Premier ministre possible? Oui, car utile et pragmatique.
Thierry Breton, le Maréchal
L’actuel commissaire européen au Marché intérieur, à l’Industrie et aux Enjeux numériques a sa carrière politique et financière derrière lui. A 68 ans, il pourrait même prendre sa retraite fin 2024, lorsque l’exécutif communautaire sera renouvelé. Seulement voilà: cet ingénieur qui a aussi écrit des romans et été ministre des Finances (février 2005 à mai 2007) est un Maréchal politique assez rare. Il est de droite mais plaît à la gauche. Il est très français mais comprend l’Allemagne. Il a un CV économique plus complet que l’actuel grand argentier Bruno Le Maire (en place depuis 2017). Son problème: la dernière entreprise qu’il a dirigé, la firme informatique Atos, est en perdition. L’affaire est un boulet en France. Il pourrait être en revanche une bonne tête de liste présidentielle aux élections européennes du 9 juin 2024. Puis, pourquoi pas, candidat à la présidence de la Commission européenne. Un CV parfait pour Macron «l’euro-souverainiste».
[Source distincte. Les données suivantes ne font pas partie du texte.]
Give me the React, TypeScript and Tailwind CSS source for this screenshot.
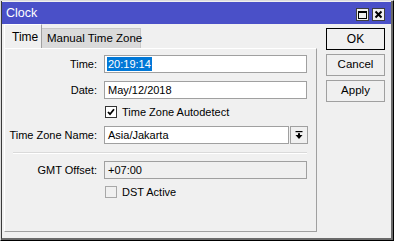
import React from "react";

const FONT = { fontFamily: '"Liberation Sans", Arial, sans-serif' };

function CheckBox({ checked, disabled }: { checked?: boolean; disabled?: boolean }) {
  return (
    <div
      className={`w-[12px] h-[12px] border flex items-center justify-center ${
        disabled ? "border-[#a8a8a8] bg-[#f0f0f0]" : "border-[#333] bg-white"
      }`}
    >
      {checked && (
        <svg width="8" height="8" viewBox="0 0 8 8">
          <path d="M1 4 L3 6.2 L7 1.2" stroke="#000" strokeWidth="1.8" fill="none" />
        </svg>
      )}
    </div>
  );
}

function Row({ label, children, className = "" }: { label: string; children: React.ReactNode; className?: string }) {
  return (
    <div className={`flex items-center h-[18px] ${className}`}>
      <div className="w-[93px] text-right pr-[1px] whitespace-nowrap">{label}</div>
      <div className="ml-[6px] flex">{children}</div>
    </div>
  );
}

export default function App() {
  return (
    <div
      className="w-[394px] h-[241px] bg-[#f0f0f0] border-l border-t border-l-[#dcdcdc] border-t-[#dcdcdc] border-r border-b border-r-black border-b-black text-[11px] text-black"
      style={FONT}
    >
      <div className="h-full flex flex-col border-l border-l-[#3a3a3a] border-r-2 border-b-2 border-r-[#6a6a6a] border-b-[#6a6a6a]">
        {/* title bar */}
        <div className="h-[22px] mt-[1px] bg-[#4a50c8] flex items-center justify-between pl-[4px] pr-[6px]">
          <span className="text-white text-[12.5px]">Clock</span>
          <div className="flex gap-[3px] mt-[3px]">
            <div className="w-[13px] h-[13px] bg-[#f0f0f0] border border-[#404040] flex items-center justify-center">
              <div className="w-[9px] h-[8px] border border-black border-t-2" />
            </div>
            <div className="w-[13px] h-[13px] bg-[#f0f0f0] border border-[#404040] flex items-center justify-center">
              <svg width="9" height="9" viewBox="0 0 9 9">
                <path d="M1.5 1.5 L7.5 7.5 M7.5 1.5 L1.5 7.5" stroke="#000" strokeWidth="2" />
              </svg>
            </div>
          </div>
        </div>

        <div className="flex flex-1">
          {/* tabs + panel */}
          <div className="flex flex-col pl-[2px] w-[315px]">
            <div className="flex items-end h-[24px]">
              <div className="shrink-0 h-[24px] w-[38px] border-l border-t border-white border-r border-r-[#a0a0a0] flex items-center pl-[7px] pt-[1px] text-[12px]">
                Time
              </div>
              <div className="shrink-0 whitespace-nowrap h-[20px] w-[99px] bg-[#dadada] border-t border-r border-[#c8c8c8] flex items-center pl-[5px] text-[11.5px]">
                Manual Time Zone
              </div>
            </div>
            <div className="flex-1 mb-[6px] border-l border-t border-white border-r border-b border-r-[#a0a0a0] border-b-[#a0a0a0] pt-[6px]">
              <Row label="Time:">
                <div className="w-[203px] h-[18px] bg-white border border-[#a0a0a0] flex items-center pl-[2px]">
                  <span className="bg-[#0078d7] text-white px-[1px] leading-[14px]">20:19:14</span>
                </div>
              </Row>
              <Row label="Date:" className="mt-[8px]">
                <div className="w-[203px] h-[18px] bg-white border border-[#a0a0a0] flex items-center pl-[3px]">
                  May/12/2018
                </div>
              </Row>
              <Row label="" className="mt-[4px]">
                <div className="flex items-center gap-[5px] pl-[1px]">
                  <CheckBox checked />
                  <span>Time Zone Autodetect</span>
                </div>
              </Row>
              <Row label="Time Zone Name:" className="mt-[5px]">
                <div className="w-[185px] h-[18px] bg-white border border-[#a0a0a0] flex items-center pl-[3px]">
                  Asia/Jakarta
                </div>
                <div className="w-[18px] h-[18px] ml-[1px] bg-[#f0f0f0] border border-[#a0a0a0] flex items-center justify-center">
                  <svg width="8" height="8" viewBox="0 0 8 8">
                    <rect x="0.5" y="0" width="7" height="1.2" fill="#000" />
                    <rect x="3" y="2.2" width="2" height="2" fill="#000" />
                    <path d="M0.5 4 L7.5 4 L4 8 Z" fill="#000" />
                  </svg>
                </div>
              </Row>
              <div className="ml-[8px] w-[294px] mt-[8px] border-t border-[#dadada] border-b border-b-white" />
              <Row label="GMT Offset:" className="mt-[7px]">
                <div className="w-[203px] h-[18px] bg-[#f0f0f0] border border-[#a0a0a0] flex items-center pl-[3px]">
                  +07:00
                </div>
              </Row>
              <Row label="" className="mt-[4px]">
                <div className="flex items-center gap-[5px] pl-[1px]">
                  <CheckBox disabled />
                  <span>DST Active</span>
                </div>
              </Row>
            </div>
          </div>

          {/* buttons */}
          <div className="flex flex-col gap-[4px] pl-[9px] pt-[4px]">
            <div className="w-[59px] h-[22px] bg-[#f0f0f0] border border-black flex items-center justify-center text-[12px]">
              OK
            </div>
            <div className="w-[59px] h-[22px] bg-[#f0f0f0] border border-[#a0a0a0] flex items-center justify-center text-[11.5px]">
              Cancel
            </div>
            <div className="w-[59px] h-[22px] bg-[#f0f0f0] border border-[#a0a0a0] flex items-center justify-center text-[11.5px]">
              Apply
            </div>
          </div>
        </div>
      </div>
    </div>
  );
}
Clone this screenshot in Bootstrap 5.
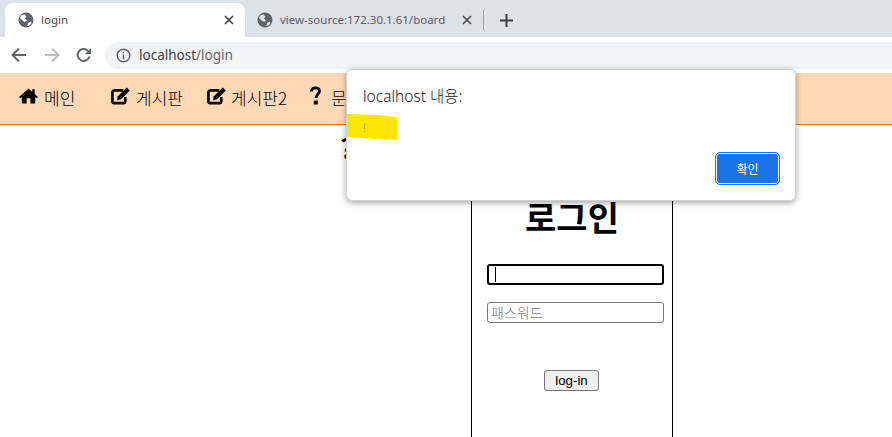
<!DOCTYPE html>
<html lang="ko">
<head>
<meta charset="utf-8">
<title>login</title>
<link href="https://cdn.jsdelivr.net/npm/bootstrap@5.3.0/dist/css/bootstrap.min.css" rel="stylesheet">
<style>
html,body{height:100%;overflow:hidden;background:#fff}
body{font-family:"Noto Sans","Noto Sans CJK KR",sans-serif;color:#000;position:relative}
svg{flex-shrink:0}
.strip{height:37px;background:#dee1e6;padding-left:5px}
.tabx{height:34px;margin-top:3px;font-size:11.5px;white-space:nowrap}
.tabx.on{width:240px;padding-left:13px;background:#fff;border-radius:8px 8px 0 0;color:#45474a}
.tabx.off{width:239px;padding-left:12px;color:#5a5e63}
.tabt{margin-left:7px;flex:1}
.closex{margin-right:11px}
.sep{width:1px;height:20px;background:#9aa0a6;flex-shrink:0}
.plusx{margin:3px 0 0 16px}
.tools{height:36px;background:#fff;padding-left:4px}
.nb{justify-content:center;flex-shrink:0}
.nb1{width:29px}
.nb2{width:37px}
.nb3{width:27px}
.addr{height:27px;background:#f1f3f4;border-radius:14px 0 0 14px;flex:1;margin-left:8px;padding-left:11px;font-size:13.5px;color:#3c4043}
.addr span{color:#5f6368}
.menuband{height:52px;background:#ffd8b5;border-bottom:1px solid #e8711e;padding-left:19px;font-size:17px;font-weight:300;font-family:"Noto Sans CJK KR",sans-serif}
.mitem{white-space:nowrap;line-height:20px}
.mitem svg{margin-bottom:6px}
.mitem span{margin-left:6px;margin-bottom:2px}
.m1{width:92px}
.m2{width:96px}
.m3{width:103px}
.m3 span{margin-left:5px}
.mitem .mq{margin-left:10px}
.holder{height:313px;position:relative}
.huh{font-size:28px;font-weight:700;line-height:34px;padding:5px 0 0 340px;height:39px;font-family:"Noto Sans CJK KR",sans-serif}
.loginbox{width:202px;height:274px;margin-left:471px;border:solid #000;border-width:1px;border-bottom:0;padding:0 7px 0 15px;display:flex;flex-direction:column}
.ttl{font-family:"Noto Sans CJK KR",sans-serif;font-size:34px;font-weight:700;text-align:center;line-height:40px;margin:32px -7px 27px -15px}
.fld{width:177px;height:21px;border:1px solid #767676;border-radius:3px;background:#fff;font-size:14px;padding:0 3px;color:#000;font-weight:300;font-family:"Noto Sans CJK KR",sans-serif;outline:0;display:block}
.fld::placeholder{color:#757575;opacity:1}
.fld.foc{border:2px solid #000;margin-bottom:17px}
.caret{width:1px;height:15px;background:#000;margin:1px 0 0 3px}
.gobtn{width:55px;height:21px;margin:47px 0 0 57px;border:1px solid #767676;border-radius:3px;background:#efefef;font-size:13.3px;padding:0;line-height:18px;font-family:"Liberation Sans",sans-serif;color:#000}
.dlg{position:absolute;left:346px;top:69px;width:450px;height:132px;background:#fff;border-radius:6px;border:1px solid #d0d1d3;box-shadow:0 2px 6px rgba(0,0,0,.35);padding:16px 15px 15px 16px;font-size:15.500px;font-weight:300;color:#202124;font-family:"Noto Sans","Noto Sans CJK KR",sans-serif}
.dlgh{line-height:20px}
.dlgm{font-size:12px;color:#9aa000;line-height:16px;margin-top:14px;position:relative}
.okb{position:absolute;right:15px;bottom:15px;width:65px;height:33px;background:#1a73e8;color:#fff;border:1px solid #1a73e8;box-shadow:inset 0 0 0 1px #fff;border-radius:5px;font-size:12px;padding:0;font-family:"Noto Sans CJK KR",sans-serif}
.hl{position:absolute;left:0;top:44px;width:50px;height:26px}
</style>
</head>
<body>
<div class="strip d-flex align-items-center">
  <div class="tabx on d-flex align-items-center">
    <svg width="16" height="16" viewBox="0 0 16 16"><circle cx="8" cy="8" r="7.500" fill="#5f6368"/><path d="M3 3.500 6.500 2.500 8.500 4.500 7 6.500 9 8.500 7 10 4.500 8.500 2 6ZM10 11l3-1.500 .5 1.500-2.500 3-1.500-.5Z" fill="#fff"/></svg>
    <span class="tabt">login</span>
    <svg class="closex" width="10" height="10" viewBox="0 0 10 10"><path d="M1 1 9 9M9 1 1 9" stroke="#3c4043" stroke-width="1.600"/></svg>
  </div>
  <div class="tabx off d-flex align-items-center">
    <svg width="16" height="16" viewBox="0 0 16 16"><circle cx="8" cy="8" r="7.500" fill="#5f6368"/><path d="M3 3.500 6.500 2.500 8.500 4.500 7 6.500 9 8.500 7 10 4.500 8.500 2 6ZM10 11l3-1.500 .5 1.500-2.500 3-1.500-.5Z" fill="#dee1e6"/></svg>
    <span class="tabt">view-source:172.30.1.61/board</span>
    <svg class="closex" width="10" height="10" viewBox="0 0 10 10"><path d="M1 1 9 9M9 1 1 9" stroke="#45484c" stroke-width="1.600"/></svg>
    <div class="sep"></div>
  </div>
  <svg class="plusx" width="13" height="13" viewBox="0 0 13 13"><path d="M6.500 0V13M0 6.500H13" stroke="#3c4043" stroke-width="2"/></svg>
</div>
<div class="tools d-flex align-items-center">
  <div class="nb nb1 d-flex"><svg width="16" height="16" viewBox="0 0 16 16"><path d="M15 8H2M8 1.500 1.500 8 8 14.500" fill="none" stroke="#5f6368" stroke-width="2"/></svg></div>
  <div class="nb nb2 d-flex"><svg width="16" height="16" viewBox="0 0 16 16"><path d="M1 8H14M8 1.500 14.500 8 8 14.500" fill="none" stroke="#babcbe" stroke-width="2"/></svg></div>
  <div class="nb nb3 d-flex"><svg width="16" height="16" viewBox="0 0 16 16"><path d="M13.500 9.500A6 6 0 1 1 12 3.700" fill="none" stroke="#5f6368" stroke-width="2"/><path d="M15 1V7H9Z" fill="#5f6368"/></svg></div>
  <div class="addr d-flex align-items-center">
    <svg width="15" height="15" viewBox="0 0 15 15" class="me-2"><circle cx="7.500" cy="7.500" r="6.300" fill="none" stroke="#5f6368" stroke-width="1.500"/><path d="M7.500 6.500V11M7.500 4V5.300" stroke="#5f6368" stroke-width="1.500"/></svg>
    localhost<span>/login</span>
  </div>
</div>
<div class="menuband d-flex align-items-center">
  <div class="mitem m1 d-flex align-items-center"><svg width="19" height="17" viewBox="0 0 20 17"><path d="M10 1 0 10l1.500 1.500L3 10.200V17H8V11.500H12V17H17V10.200l1.500 1.300L20 10 16.500 7V2H14V4.700Z" fill="#000"/></svg><span>메인</span></div>
  <div class="mitem m2 d-flex align-items-center"><svg width="19" height="18" viewBox="0 0 20 18"><path d="M13 3H3.500A2 2 0 0 0 1.500 5V14.500A2 2 0 0 0 3.500 16.500H13A2 2 0 0 0 15 14.500V10" fill="none" stroke="#000" stroke-width="2.800"/><path d="M16.500 0 20 3.300 10.500 12.500 6.500 13.500 7 9.500Z" fill="#000"/></svg><span>게시판</span></div>
  <div class="mitem m3 d-flex align-items-center"><svg width="19" height="18" viewBox="0 0 20 18"><path d="M13 3H3.500A2 2 0 0 0 1.500 5V14.500A2 2 0 0 0 3.500 16.500H13A2 2 0 0 0 15 14.500V10" fill="none" stroke="#000" stroke-width="2.800"/><path d="M16.500 0 20 3.300 10.500 12.500 6.500 13.500 7 9.500Z" fill="#000"/></svg><span>게시판2</span></div>
  <div class="mitem d-flex align-items-center"><svg width="11" height="20" viewBox="0 0 11 20"><path d="M1.500 5.500C1.500 3 3.200 1.800 5.500 1.800 8 1.800 9.500 3.300 9.500 5.200 9.500 8 6 8 6 12" fill="none" stroke="#000" stroke-width="2.800"/><rect x="3.800" y="14.500" width="4" height="4" fill="#000"/></svg><span class="mq">문의</span></div>
</div>
<div class="holder">
  <div class="huh">?</div>
  <div class="loginbox">
    <div class="ttl">로그인</div>
    <div class="fld foc"><div class="caret"></div></div>
    <input class="fld" type="text" placeholder="패스워드">
    <button class="gobtn" type="button">log-in</button>
  </div>
</div>
<div class="dlg">
  <div class="dlgh">localhost 내용:</div>
  <svg class="hl" viewBox="0 0 50 26"><path d="M0 0 30 1 50 3V26L30 25 0 23Z" fill="#ffe600"/></svg>
  <div class="dlgm">!</div>
  <button class="okb" type="button">확인</button>
</div>
<script src="https://cdn.jsdelivr.net/npm/bootstrap@5.3.0/dist/js/bootstrap.bundle.min.js"></script>
</body>
</html>
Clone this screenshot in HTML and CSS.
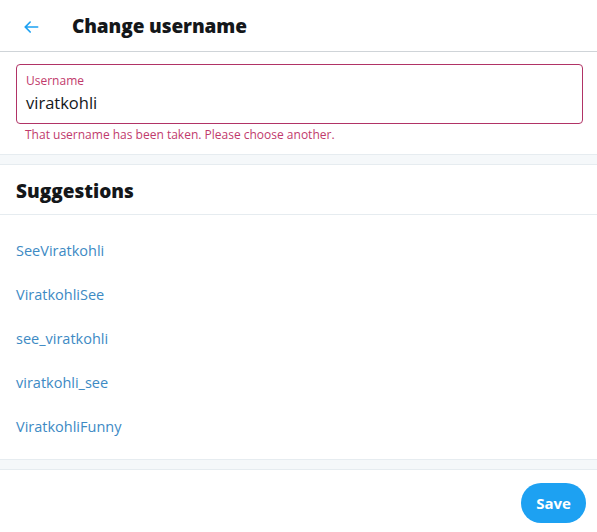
FILE: index.html
```html
<!DOCTYPE html>
<html>
<head>
<meta charset="utf-8">
<link rel="stylesheet" href="styles.css">
</head>
<body>
<div class="page">
  <header class="header">
    <div class="back">
      <svg viewBox="0 0 24 24" width="20" height="20"><path d="M20 11H7.414l4.293-4.293a1 1 0 0 0-1.414-1.414l-6 6a1 1 0 0 0 0 1.414l6 6a.997.997 0 0 0 1.414 0 1 1 0 0 0 0-1.414L7.414 13H20a1 1 0 1 0 0-2z" fill="#1da1f2"/></svg>
    </div>
    <h1 class="title">Change username</h1>
  </header>
  <section class="form">
    <div class="field">
      <div class="label">Username</div>
      <div class="value">viratkohli</div>
    </div>
    <div class="error">That username has been taken. Please choose another.</div>
  </section>
  <div class="band"></div>
  <h2 class="sub">Suggestions</h2>
  <ul class="list">
    <li>SeeViratkohli</li>
    <li>ViratkohliSee</li>
    <li>see_viratkohli</li>
    <li>viratkohli_see</li>
    <li>ViratkohliFunny</li>
  </ul>
  <div class="band"></div>
  <footer class="footer">
    <button class="save">Save</button>
  </footer>
</div>
</body>
</html>
```

FILE: styles.css
```css
* { box-sizing: border-box; }
html, body { margin: 0; padding: 0; background: #fff; }
body { font-family: "Open Sans", "Noto Sans", sans-serif; color: #14171a; }
.page { width: 597px; height: 532px; overflow: hidden; }
.header {
  height: 52px;
  display: flex;
  align-items: center;
  border-bottom: 1px solid #cfd4d8;
}
.back { width: 72px; display: flex; padding-left: 21px; padding-top: 2px; }
.title { margin: 0; font-size: 19px; font-weight: 800; letter-spacing: -0.1px; }
.form { padding: 12px 14px 11px 16px; }
.field {
  border: 1px solid #b13366;
  border-radius: 4px;
  height: 60px;
  padding: 8px 9px 0;
}
.label { font-size: 12px; color: #c13a6c; line-height: 16px; }
.value { font-size: 16.5px; line-height: 24px; margin-top: 2px; color: #14171a; }
.error { font-size: 12px; color: #c13a6c; margin-top: 3px; padding-left: 9px; line-height: 16px; }
.band {
  height: 11px;
  background: #f5f8fa;
  border-top: 1px solid #e6ecf0;
  border-bottom: 1px solid #e6ecf0;
}
.sub {
  margin: 0;
  height: 50px;
  display: flex;
  align-items: center;
  padding: 2px 16px 0;
  font-size: 19px;
  font-weight: 800;
  border-bottom: 1px solid #e6ecf0;
}
.list { list-style: none; margin: 0; padding: 13px 0 11px; }
.list li {
  height: 44px;
  display: flex;
  align-items: center;
  padding-left: 16px;
  font-size: 14.5px;
  color: #3d8ac4;
}
.footer { display: flex; justify-content: flex-end; padding: 13px 11px 0 0; }
.save {
  width: 65px;
  height: 40px;
  border: 0;
  border-radius: 20px;
  background: #1da1f2;
  color: #fff;
  font-family: inherit;
  font-size: 15px;
  font-weight: 700;
}
```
Premier ministre possible? Trop risqué, et sans gains politiques.
Alexis Kohler, l’exécuteur
Ce haut fonctionnaire de 51 ans est le double d’Emmanuel Macron, qu’il accompagne comme Secrétaire général de l’Élysée depuis 2017, après avoir dirigé son cabinet au ministère de l’Économie. Sa faiblesse est d’être un homme de l’ombre bien trop puissant. Sa vulnérabilité est d’être accusé de conflits d’intérêts avec le groupe italo-suisse MSC basé à Genève, pour lequel il travailla, juste avant la campagne présidentielle d’Emmanuel Macron. Kohler est indispensable au président, dont il connaît a priori tous les secrets. Sans lui, Macron perd ce qui lui reste de méthode. Il peut être aussi l’homme des basses œuvres. Le type de collaborateur dont un dirigeant a absolument besoin.
Premier ministre possible? Oui, si Macron veut tout diriger en direct.